'''

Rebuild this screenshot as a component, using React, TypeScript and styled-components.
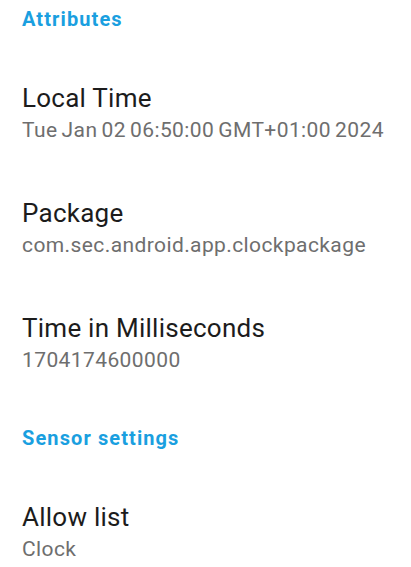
import React from "react";
import styled, { createGlobalStyle } from "styled-components";

const Global = createGlobalStyle`
  html, body { margin: 0; padding: 0; background: #ffffff; }
  body { font-family: Roboto, "Noto Sans", sans-serif; }
`;

const Page = styled.div`
  display: flex;
  flex-direction: column;
  padding: 0 22px;
  background: #ffffff;
`;

const Header = styled.div<{ $top: number }>`
  font-size: 20px;
  font-weight: 700;
  letter-spacing: 1.1px;
  color: #1a9fe0;
  line-height: 24px;
  padding-top: ${(p) => p.$top}px;
  padding-bottom: 26px;
`;

const Item = styled.div`
  display: flex;
  flex-direction: column;
  padding: 26px 0 25px;
`;

const Title = styled.div`
  font-size: 26px;
  color: #1c1c1c;
  line-height: 30px;
  letter-spacing: 0.25px;
`;

const Summary = styled.div`
  font-size: 21px;
  color: #6e6e6e;
  line-height: 34px;
  letter-spacing: 0.4px;
  word-spacing: -1.5px;
  white-space: nowrap;
`;

const items1 = [
  { t: "Local Time", s: "Tue Jan 02 06:50:00 GMT+01:00 2024" },
  { t: "Package", s: "com.sec.android.app.clockpackage" },
  { t: "Time in Milliseconds", s: "1704174600000" },
];

export default function App() {
  return (
    <>
      <Global />
      <Page>
        <Header $top={7}>Attributes</Header>
        {items1.map((i) => (
          <Item key={i.t}>
            <Title>{i.t}</Title>
            <Summary>{i.s}</Summary>
          </Item>
        ))}
        <Header $top={24}>Sensor settings</Header>
        <Item>
          <Title>Allow list</Title>
          <Summary>Clock</Summary>
        </Item>
      </Page>
    </>
  );
}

'''

> **PROBLEM STATEMENT**
Copy the listing over exactly, skipping the pictures it holds.

> **ANSWER FOR THIS EXERCISE**
Rebuild this screenshot as a component, using React, TypeScript and styled-components.
import React from "react";
import styled, { createGlobalStyle } from "styled-components";

const Global = createGlobalStyle`
  html, body { margin: 0; padding: 0; background: #ffffff; }
  body { font-family: Roboto, "Noto Sans", sans-serif; }
`;

const Page = styled.div`
  display: flex;
  flex-direction: column;
  padding: 0 22px;
  background: #ffffff;
`;

const Header = styled.div<{ $top: number }>`
  font-size: 20px;
  font-weight: 700;
  letter-spacing: 1.1px;
  color: #1a9fe0;
  line-height: 24px;
  padding-top: ${(p) => p.$top}px;
  padding-bottom: 26px;
`;

const Item = styled.div`
  display: flex;
  flex-direction: column;
  padding: 26px 0 25px;
`;

const Title = styled.div`
  font-size: 26px;
  color: #1c1c1c;
  line-height: 30px;
  letter-spacing: 0.25px;
`;

const Summary = styled.div`
  font-size: 21px;
  color: #6e6e6e;
  line-height: 34px;
  letter-spacing: 0.4px;
  word-spacing: -1.5px;
  white-space: nowrap;
`;

const items1 = [
  { t: "Local Time", s: "Tue Jan 02 06:50:00 GMT+01:00 2024" },
  { t: "Package", s: "com.sec.android.app.clockpackage" },
  { t: "Time in Milliseconds", s: "1704174600000" },
];

export default function App() {
  return (
    <>
      <Global />
      <Page>
        <Header $top={7}>Attributes</Header>
        {items1.map((i) => (
          <Item key={i.t}>
            <Title>{i.t}</Title>
            <Summary>{i.s}</Summary>
          </Item>
        ))}
        <Header $top={24}>Sensor settings</Header>
        <Item>
          <Title>Allow list</Title>
          <Summary>Clock</Summary>
        </Item>
      </Page>
    </>
  );
}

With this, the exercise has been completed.